Ювачев-Хармс в кругу своих знакомых доказывал, что поражение СССР в войне с Германией якобы неизбежно и неминуемо. Хармс-Ювачев говорил, что без частного капитала не может быть порядка в стране. Характеризуя положение на фронте, Ювачев-Хармс утверждал, что Ленинград весь минирован, посылают защищать Ленинград невооруженных бойцов. Скоро от Ленинграда останутся одни камни, и если будут в городе уличные бои, то Хармс перейдет на сторону немцев и будет бить большевиков. Хармс-Ювачев говорил, что для того, чтоб в стране хорошо жилось, необходимо уничтожить весь пролетариат или сделать их рабами. Ювачев-Хармс высказывал сожаление врагам народа Тухачевскому, Егорову и др., говоря, что, если бы они были, они спасли бы Россию от большевиков. Других конкретных высказываний в антисоветском духе Ювачева-Хармса я теперь не помню.
Теоретически возможно, конечно, что Хармс обсуждал со Сно или с другими своими знакомыми слухи о том, что на фронт посылают невооруженных бойцов, или жалел, что армия в годы репрессий потеряла кадровых военачальников. Но скорее всего, слова Хармса в условиях голода и стресса перемешались в голове Оранжиреевой с чьими-то еще словами или с собственными затаенными мыслями, и заодно – с какими-то бредовыми стереотипами агитпропа. “Уничтожить весь пролетариат или сделать их рабами”. Трудно представить себе интеллектуально полноценного человека, выдающего такую формулу, но вообразить себе Хармса, рассуждающего о Тухачевском или частной собственности, – еще труднее. Как-то это не вписывается в круг его интересов и ценностей.

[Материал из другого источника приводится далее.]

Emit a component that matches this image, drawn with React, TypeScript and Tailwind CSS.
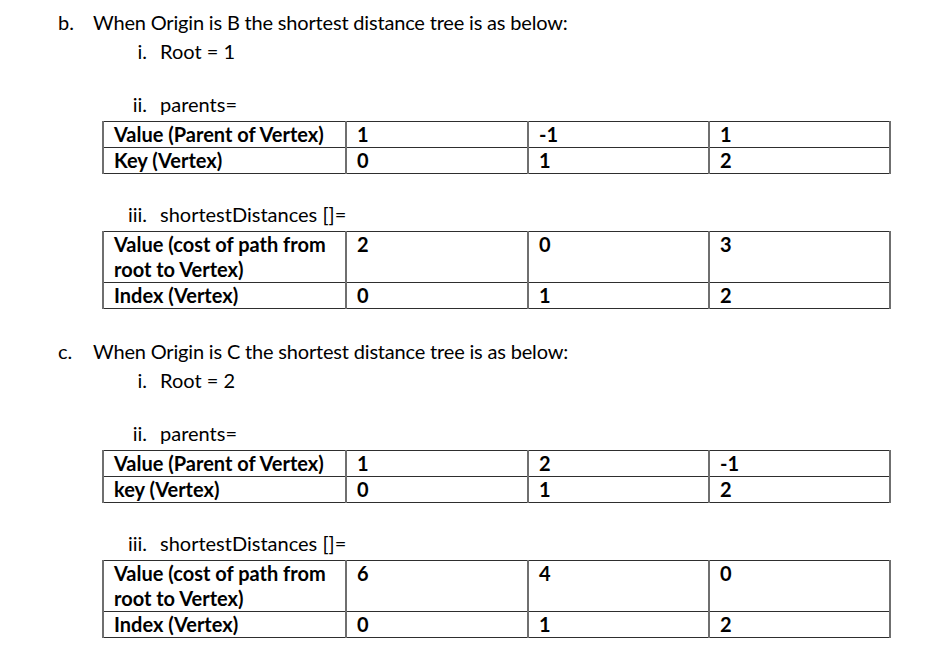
const font = { fontFamily: "Lato, 'Liberation Sans', sans-serif" };

type Row = { label: string[]; cells: string[] };

function Marker({ m, children }: { m: string; children: React.ReactNode }) {
  return (
    <div className="flex h-[26px] items-center">
      <span className="w-[147px] text-right">{m}</span>
      <span className="pl-[13px]">{children}</span>
    </div>
  );
}

function Heading({ m, children }: { m: string; children: React.ReactNode }) {
  return (
    <div className="flex h-[29px] items-center">
      <span className="w-[58px]" />
      <span className="w-[35px]">{m}</span>
      <span className="tracking-[-0.18px]">{children}</span>
    </div>
  );
}

function DataTable({ rows }: { rows: Row[] }) {
  return (
    <div className="mt-[4px] pl-[102px]">
      <table className="w-[787px] table-fixed border-collapse">
        <colgroup>
          <col className="w-[243px]" />
          <col className="w-[182px]" />
          <col className="w-[181px]" />
          <col className="w-[181px]" />
        </colgroup>
        <tbody>
          {rows.map((r, i) => (
            <tr key={i}>
              <td className="border-x-2 border-y border-x-[#6f6f6f] border-y-[#2e2e2e] px-[10px] py-0 align-top font-bold leading-[25px]">
                {r.label.map((l, j) => (
                  <div key={j}>{l}</div>
                ))}
              </td>
              {r.cells.map((c, j) => (
                <td
                  key={j}
                  className="border-x-2 border-y border-x-[#6f6f6f] border-y-[#2e2e2e] px-[10px] py-0 align-top font-bold leading-[25px]"
                >
                  {c}
                </td>
              ))}
            </tr>
          ))}
        </tbody>
      </table>
    </div>
  );
}

function Section({
  letter,
  origin,
  root,
  parents,
  keyLabel,
  dist,
}: {
  letter: string;
  origin: string;
  root: string;
  parents: string[];
  keyLabel: string;
  dist: string[];
}) {
  return (
    <div>
      <Heading m={`${letter}.`}>When Origin is {origin} the shortest distance tree is as below:</Heading>
      <div className="flex h-[29px] items-center">
        <span className="w-[147px] text-right">i.</span>
        <span className="pl-[13px]">Root = {root}</span>
      </div>
      <div className="mt-[26px]">
        <Marker m="ii.">parents=</Marker>
      </div>
      <DataTable
        rows={[
          { label: ["Value (Parent of Vertex)"], cells: parents },
          { label: [keyLabel], cells: ["0", "1", "2"] },
        ]}
      />
      <div className="mt-[27px]">
        <Marker m="iii.">shortestDistances []=</Marker>
      </div>
      <DataTable
        rows={[
          { label: ["Value (cost of path from", "root to Vertex)"], cells: dist },
          { label: ["Index (Vertex)"], cells: ["0", "1", "2"] },
        ]}
      />
    </div>
  );
}

export default function App() {
  return (
    <div className="min-h-[668px] w-[938px] bg-white pt-[7px] text-[20px] text-black" style={font}>
      <Section letter="b" origin="B" root="1" parents={["1", "-1", "1"]} keyLabel="Key (Vertex)" dist={["2", "0", "3"]} />
      <div className="mt-[27px]">
        <Section letter="c" origin="C" root="2" parents={["1", "2", "-1"]} keyLabel="key (Vertex)" dist={["6", "4", "0"]} />
      </div>
    </div>
  );
}
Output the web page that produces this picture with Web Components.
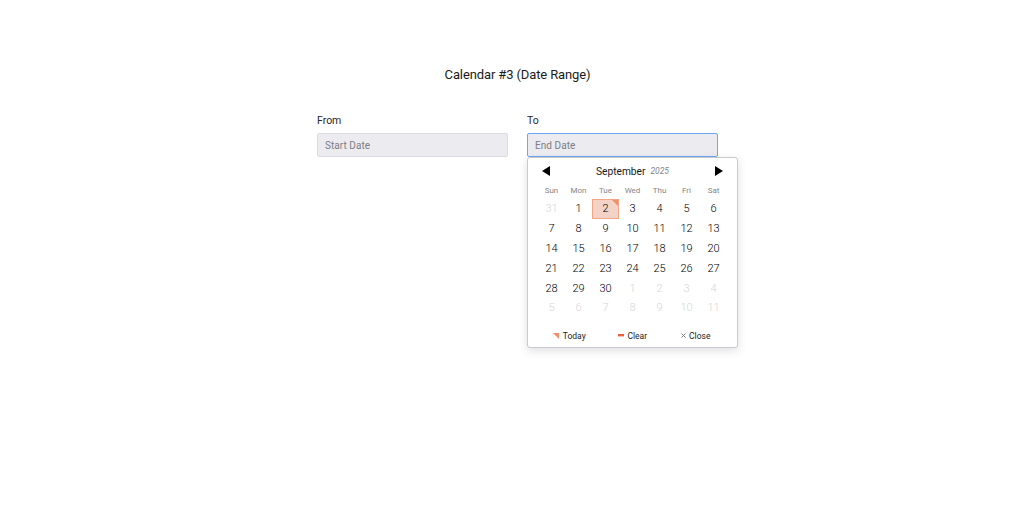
<!DOCTYPE html>
<html>
<head>
<meta charset="utf-8">
<title>Calendar</title>
<style>
html, body { margin: 0; background: #fff; }
body { font-family: Roboto, "Liberation Sans", sans-serif; color: #1f2024; }
</style>
</head>
<body>
<range-page>
  <date-field label="From" placeholder="Start Date"></date-field>
  <date-field label="To" placeholder="End Date" focused>
    <cal-popup></cal-popup>
  </date-field>
</range-page>

<script>
class RangePage extends HTMLElement {
  constructor() {
    super();
    this.attachShadow({ mode: 'open' });
    this.shadowRoot.innerHTML = `
    <style>
    :host { display: block; width: 1024px; height: 528px; overflow: hidden; padding: 66px 0 0 11px; box-sizing: border-box; opacity: .999; }
    h1 { margin: 0; font-size: 13px; line-height: 17px; font-weight: 400; text-align: center; letter-spacing: -.12px; color: #1b1c20; }
    .row { display: flex; gap: 19px; width: 401px; margin: 31px auto 0 auto; }
    </style>
    <h1>Calendar #3 (Date Range)</h1>
    <div class="row"><slot></slot></div>
    `;
  }
}

class DateField extends HTMLElement {
  constructor() {
    super();
    this.attachShadow({ mode: 'open' });
  }
  connectedCallback() {
    const focused = this.hasAttribute('focused');
    this.shadowRoot.innerHTML = `
    <style>
    :host { display: block; position: relative; width: 191px; flex: none; }
    label { display: block; font-size: 10.5px; line-height: 13px; margin: 0 0 6px 0; color: #26272b; }
    .inp { height: 24px; box-sizing: border-box; padding: 0 7px; display: flex; align-items: center; background: #ebebf0; border: 1px solid ${focused ? '#6aa5f8' : '#dcdce3'}; border-radius: 2px; font-size: 10px; color: #7d7e85; letter-spacing: .05px; }
    </style>
    <label>${this.getAttribute('label')}</label>
    <div class="inp">${this.getAttribute('placeholder')}</div>
    <slot></slot>
    `;
  }
}

class CalPopup extends HTMLElement {
  constructor() {
    super();
    this.attachShadow({ mode: 'open' });
    const names = ['Sun', 'Mon', 'Tue', 'Wed', 'Thu', 'Fri', 'Sat'];
    const days = [31];
    for (let i = 1; i <= 30; i++) days.push(i);
    for (let i = 1; i <= 11; i++) days.push(i);
    const cells = days.map((d, i) => {
      const out = i === 0 || i > 30;
      const today = i === 2;
      return `<span class="day${out ? ' out' : ''}${today ? ' today' : ''}">${d}</span>`;
    }).join('');
    this.shadowRoot.innerHTML = `
    <style>
    :host { display: block; position: absolute; left: 0; top: 43px; width: 211px; height: 191px; box-sizing: border-box; background: #fff; border: 1px solid #c9c9ce; border-radius: 3px; box-shadow: 0 3px 8px rgba(60,60,80,.16); padding: 0 10px; z-index: 5; }
    .head { display: flex; align-items: center; justify-content: center; height: 26px; position: relative; }
    .head b { font-weight: 400; font-size: 10.2px; color: #17181b; }
    .head i { font-size: 8.5px; color: #85868c; margin-left: 5px; }
    .arr { position: absolute; top: 8px; width: 0; height: 0; border-top: 5.5px solid transparent; border-bottom: 5.5px solid transparent; }
    .prev { left: 4px; border-right: 8px solid #000; }
    .next { right: 4px; border-left: 8px solid #000; }
    .grid { display: grid; grid-template-columns: repeat(7, 27px); }
    .names { height: 13px; align-items: center; margin: 0 0 2px 0; }
    .names span { font-size: 8px; color: #85868c; text-align: center; }
    .day { height: 19.8px; display: flex; align-items: center; justify-content: center; box-sizing: border-box; font-size: 11px; font-weight: 300; color: #000; position: relative; }
    .out { color: #d6d6da; }
    .today { background: #f4d3c6; border: 1px solid #f0a585; }
    .today::after { content: ''; position: absolute; top: 0; right: 0; width: 0; height: 0; border-top: 6px solid #f0906a; border-left: 6px solid transparent; }
    .foot { display: flex; margin-top: 10px; height: 16px; align-items: center; }
    </style>
    <div class="head">
      <span class="arr prev"></span>
      <b>September</b><i>2025</i>
      <span class="arr next"></span>
    </div>
    <div class="grid names">${names.map(n => `<span>${n}</span>`).join('')}</div>
    <div class="grid">${cells}</div>
    <div class="foot">
      <cal-action kind="today">Today</cal-action>
      <cal-action kind="clear">Clear</cal-action>
      <cal-action kind="close">Close</cal-action>
    </div>
    `;
  }
}

class CalAction extends HTMLElement {
  constructor() {
    super();
    this.attachShadow({ mode: 'open' });
  }
  connectedCallback() {
    const icons = {
      today: '<svg width="6" height="6" viewBox="0 0 6 6"><path d="M0 0H6V6Z" fill="#f0906a"/></svg>',
      clear: '<svg width="6" height="3" viewBox="0 0 6 3"><rect width="6" height="2.4" fill="#ef5f3c"/></svg>',
      close: '<svg width="5" height="5" viewBox="0 0 5 5"><path d="M.5 .5L4.5 4.5M4.5 .5L.5 4.5" stroke="#77787e" stroke-width="1"/></svg>'
    };
    this.shadowRoot.innerHTML = `
    <style>
    :host { display: flex; flex: 1; align-items: center; justify-content: center; gap: 3.5px; font-size: 8.5px; font-weight: 400; color: #1b1c20; }
    </style>
    ${icons[this.getAttribute('kind')]}<slot></slot>
    `;
  }
}

customElements.define('range-page', RangePage);
customElements.define('date-field', DateField);
customElements.define('cal-popup', CalPopup);
customElements.define('cal-action', CalAction);
</script>
</body>
</html>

В сущности, сам этот допрос, с учетом места и времени действия, с трудом поддается воображению. Ленинград в конце ноября 1941 года был адом – и не первым его кругом. Голодали даже обладатели привилегированных пайков. Но машина репрессий продолжала работать. И вот голодный следователь допрашивает дистрофичку-свидетельницу о пораженческих разговорах, которые три месяца назад вел умирающий от истощения арестант, – а затем дело установленным порядком проходит через несколько инстанций: заместитель начальника 9-го отделения КРО УНКВД ЛО младший лейтенант госбезопасности Артемов, его шеф, старший лейтенант госбезопасности Подчасов, прокурор Грибанов – и, наконец, 5 декабря военный трибунал в составе бригвоенюриста Марчука и членов трибунала Орлова и Герасимова при секретаре Ковригиной выносит решение.
Хармс был признан виновным в том, что “проводил среди своего окружения контрреволюционную пораженческую агитацию, направленную к подрыву военной мощи Советского Союза, к разложению и деморализации Красной Армии”, однако в то же время невменяемым по причине шизофрении.
Ввиду того… что… по характеру совершенного им преступления он является опасным для общества, руководствуясь ст. II УК РСФСР, Ювачева-Хармс направить в психиатрическую лечебницу для принудительного лечения до его выздоровления, и дело возвратить в I Спецотдел УНКВД ЛО.
Седьмого декабря приказ о направлении Хармса в психиатрическую лечебницу поступил во Внутреннюю тюрьму. Куда именно он мог быть направлен? В осажденном городе действовало две психиатрические больницы – на Арсенальной, 9, и на Пряжке. Очевидно, что первая была предпочтительнее и по своему тюремному статусу, и территориально.
На сегодня нет доказательств, что Хармс умер именно на Арсенальной, 9.